Redacción (Madrid)

La luz de Valencia no se limita a iluminar: acaricia. Sorolla la convirtió en protagonista, en un personaje que dialoga con cada rincón de la ciudad. Pasear por Valencia con la mirada del pintor es seguir los hilos dorados que tejen cielo, mar y tierra, y descubrir que en cada sombra hay una promesa de color.

Amanece sobre la playa de la Malvarrosa. El mar, todavía somnoliento, respira en olas suaves que rompen con delicadeza. Aquí, donde Sorolla pintó pescadores y faenas marineras, la arena parece guardar la memoria de los blancos luminosos de sus lienzos. Los barquitos varados, con las velas recogidas, recuerdan a las figuras tranquilas que él retrataba: hombres curtidos por el sol y mujeres que, con el cabello suelto, miran hacia un horizonte siempre más azul que el día anterior.

El viajero que busque esa estampa viva puede acercarse temprano, cuando los primeros rayos convierten cada gota de agua en un destello. Basta cerrar los ojos y, al abrirlos, la escena parece pintada al óleo.
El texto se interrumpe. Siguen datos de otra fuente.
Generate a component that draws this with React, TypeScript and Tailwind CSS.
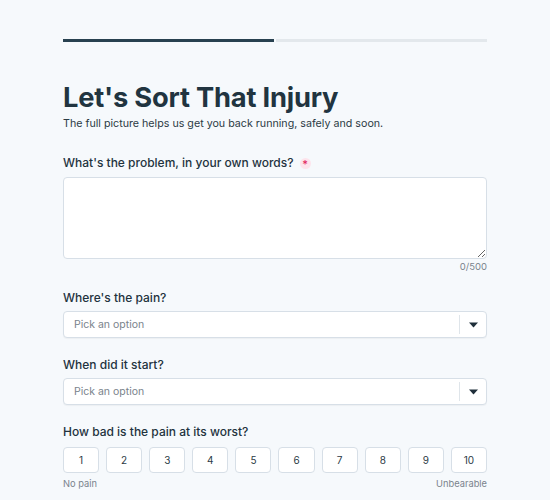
import React from "react";

function Select() {
  return (
    <div className="flex h-[27px] items-center rounded-[4px] border border-[#d7dfe7] bg-white shadow-[0_1px_1px_rgba(0,0,0,0.04)]">
      <span className="flex-1 pl-[10px] text-[10.5px] text-[#7a838c]">Pick an option</span>
      <span className="h-[19px] w-px bg-[#dfe5ea]" />
      <span className="flex w-[26px] justify-center">
        <svg width="9" height="6" viewBox="0 0 9 6">
          <path d="M0 0.5 L9 0.5 L4.5 5.5 Z" fill="#1f2f3a" />
        </svg>
      </span>
    </div>
  );
}

export default function App() {
  const nums = [1, 2, 3, 4, 5, 6, 7, 8, 9, 10];
  return (
    <div
      className="min-h-screen bg-[#f6f9fc] px-[63px] pt-[39px] text-[#1f2f3a]"
      style={{ fontFamily: "Inter, 'Noto Sans', sans-serif" }}
    >
      <div className="flex h-[3px] gap-[2px]">
        <div className="flex-1 bg-[#284150]" />
        <div className="flex-1 bg-[#e3e8ec]" />
      </div>

      <h1 className="mt-[39px] text-[27.3px] font-bold leading-[34px] tracking-[-0.2px] text-[#213440]">
        Let's Sort That Injury
      </h1>
      <p className="text-[10.7px] leading-[18px] text-[#2c3b45]">
        The full picture helps us get you back running, safely and soon.
      </p>

      <div className="mt-[20px] flex items-center text-[12px] font-medium leading-[20px] text-[#23333e]">
        What's the problem, in your own words?
        <span className="ml-[6px] flex h-[11px] w-[11px] items-center justify-center rounded-full bg-[#fde4ec] text-[11px] leading-none text-[#e11d5c]">
          <span className="mt-[3px]">*</span>
        </span>
      </div>
      <textarea className="mt-[4px] block h-[82px] w-full rounded-[4px] border border-[#d7dfe7] bg-white outline-none" />
      <div className="text-right text-[9.5px] leading-[16px] text-[#7a838c]">0/500</div>

      <div className="mt-[13px] text-[12px] font-medium leading-[20px] text-[#23333e]">Where's the pain?</div>
      <div className="mt-[3px]">
        <Select />
      </div>

      <div className="mt-[17px] text-[12px] font-medium leading-[20px] text-[#23333e]">When did it start?</div>
      <div className="mt-[3px]">
        <Select />
      </div>

      <div className="mt-[17px] text-[12px] font-medium leading-[20px] text-[#23333e]">
        How bad is the pain at its worst?
      </div>
      <div className="mt-[5px] grid grid-cols-10 gap-[7px]">
        {nums.map((n) => (
          <div
            key={n}
            className="flex h-[26px] items-center justify-center rounded-[4px] border border-[#d7dfe7] bg-white text-[10px] text-[#2c3b45]"
          >
            {n}
          </div>
        ))}
      </div>
      <div className="mt-[3px] flex justify-between text-[9.3px] leading-[16px] text-[#7a838c]">
        <span>No pain</span>
        <span>Unbearable</span>
      </div>
    </div>
  );
}
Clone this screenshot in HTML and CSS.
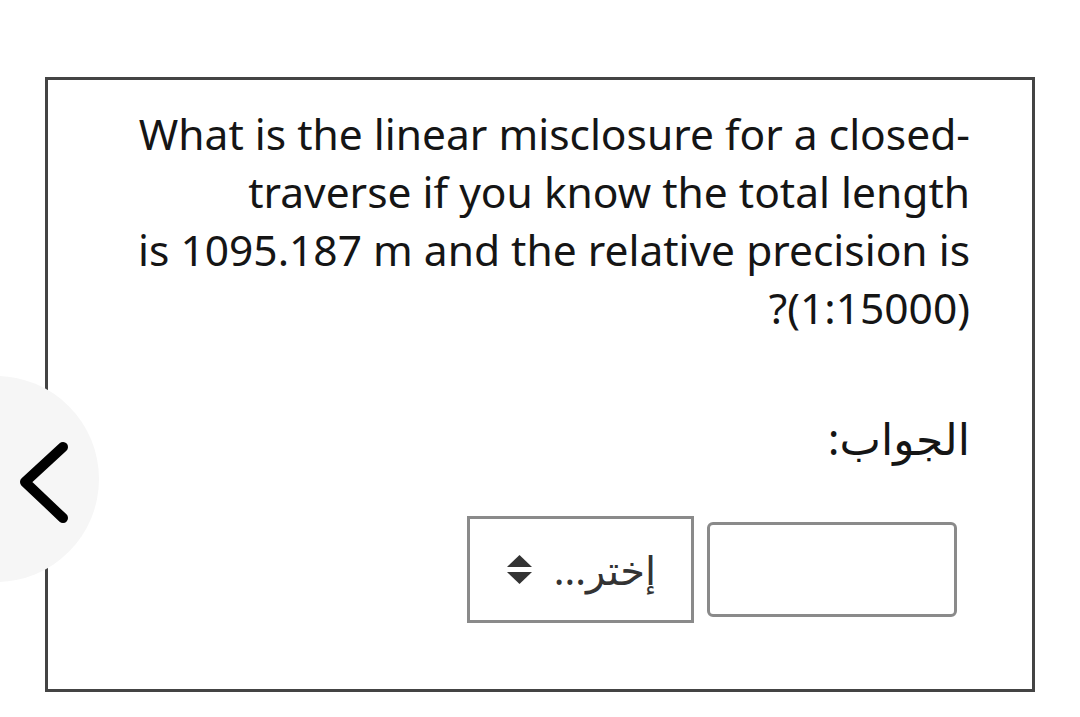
FILE: index.html
```html
<!DOCTYPE html>
<html lang="ar" dir="rtl">
<head>
<meta charset="utf-8">
<link rel="stylesheet" href="styles.css">
</head>
<body>
<div class="page">
  <div class="card">
    <div class="question"><span dir="ltr">What is the linear misclosure for a closed-</span><br>traverse if you know the total length<br>is 1095.187 m and the relative precision is<br>(1:15000)?</div>
    <div class="answer-label">الجواب:</div>
    <div class="answer-row">
      <div class="text-input"></div>
      <div class="select">
        <span class="select-text">إختر...</span>
        <svg class="select-arrows" width="27" height="31" viewBox="0 0 27 31"><path d="M13.5 1 L26 13 L1 13 Z" fill="#333"/><path d="M1 18 L26 18 L13.5 30 Z" fill="#333"/></svg>
      </div>
    </div>
  </div>
  <div class="nav-btn">
    <svg width="60" height="90" viewBox="0 0 60 90"><path d="M44 13 L6 48 L44 84" fill="none" stroke="#000" stroke-width="10" stroke-linecap="round" stroke-linejoin="round"/></svg>
  </div>
</div>
</body>
</html>
```
FILE: styles.css
```css
html, body {
  margin: 0;
  padding: 0;
  background: #fff;
}
body {
  font-family: "Noto Sans", "DejaVu Sans", sans-serif;
  color: #151515;
}
.page {
  position: relative;
  width: 1080px;
  height: 717px;
  overflow: hidden;
  padding-top: 77px;
  box-sizing: border-box;
}
.card {
  margin-right: 45px;
  width: 990px;
  height: 615px;
  box-sizing: border-box;
  border: 3px solid #444;
  padding: 25px 62px 0 40px;
  direction: rtl;
}
.question {
  font-size: 42.5px;
  line-height: 58px;
  text-align: right;
  direction: rtl;
  white-space: nowrap;
}
.answer-label {
  margin-top: 72px;
  font-size: 44px;
  line-height: 58px;
}
.answer-row {
  margin-top: 49px;
  display: flex;
  align-items: center;
  gap: 13px;
  padding-right: 13px;
}
.text-input {
  width: 250px;
  height: 95px;
  box-sizing: border-box;
  border: 3px solid #8a8a8a;
  border-radius: 6px;
}
.select {
  width: 227px;
  height: 107px;
  box-sizing: border-box;
  border: 3px solid #8a8a8a;
  display: flex;
  align-items: center;
  padding-right: 35px;
  gap: 21px;
}
.select-text {
  font-size: 40px;
  color: #333;
}
.select-arrows {
  display: block;
}
.nav-btn {
  position: absolute;
  left: -107px;
  top: 376px;
  width: 206px;
  height: 206px;
  border-radius: 50%;
  background: #f6f6f6;
  display: flex;
  align-items: center;
  justify-content: flex-end;
  padding-right: 20px;
  box-sizing: border-box;
  direction: ltr;
}
.nav-btn svg {
  display: block;
}
```
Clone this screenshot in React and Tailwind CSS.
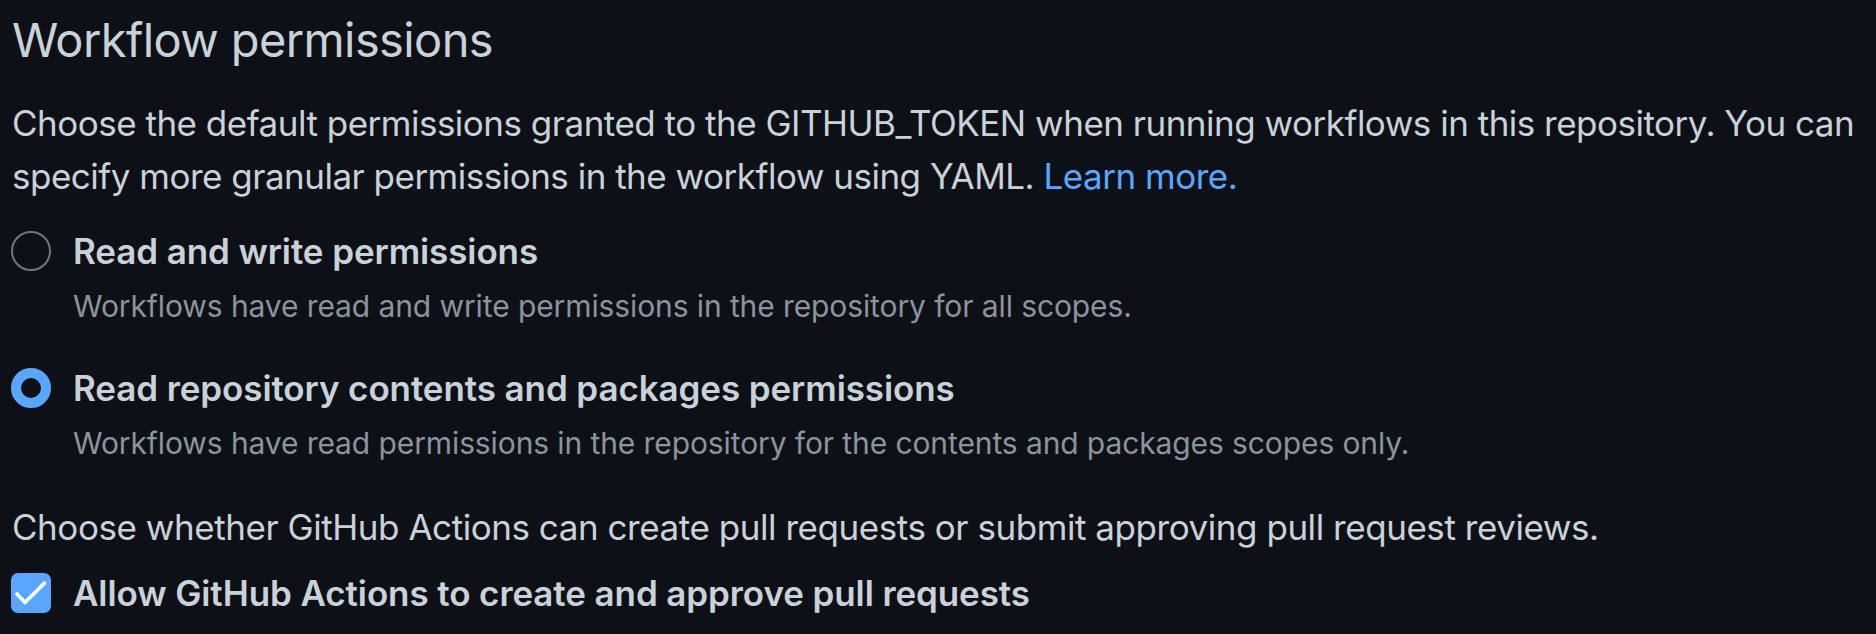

Desde el puerto, el centro histórico se abre como un libro ilustrado. La Lonja de la Seda, con sus columnas que se elevan como palmeras de piedra, se tiñe de tonos dorados en la luz de la tarde. Sorolla pintaba cuerpos bañados por el sol; la ciudad, en cambio, ofrece también rincones donde la penumbra es un refugio. Callejones estrechos que huelen a azahar y pan recién horneado, plazas donde el sonido de una fuente se mezcla con el murmullo de conversaciones.

En la Catedral, la luz penetra como un pincel que acaricia el mármol. Es fácil imaginar al pintor, cuaderno en mano, capturando el juego entre vidrieras y piedra.

El Jardín del Turia, ese río convertido en vergel, es un lienzo vivo donde niños en bicicleta, corredores y familias crean una coreografía cambiante. La luz se filtra entre naranjos y palmeras, dibujando sombras largas que podrían ser bocetos para un cuadro nunca pintado.

En el Mercado Central, la paleta se desborda: rojos intensos de los pimientos, verdes frescos de las hierbas, amarillos dorados de la paella que se cocina cerca. El bullicio y la vitalidad tienen aquí la textura del trazo rápido, como si Sorolla hubiese decidido atrapar la vida en movimiento.

Al caer la tarde, la ciudad vuelve la vista al Mediterráneo. Desde la orilla, la luz baja y se vuelve más cálida, como un último gesto amable del día. Los colores se suavizan y el horizonte parece una pincelada infinita.

Valencia es, en esencia, una galería al aire libre. No es necesario entrar en un museo para encontrar a Sorolla: está en el reflejo del agua sobre los adoquines mojados, en el blanco brillante de una blusa agitada por el viento, en la piel dorada por el sol de quienes caminan junto al mar.

Visitarla es aprender a mirar. Y mirar, aquí, es pintar con los ojos.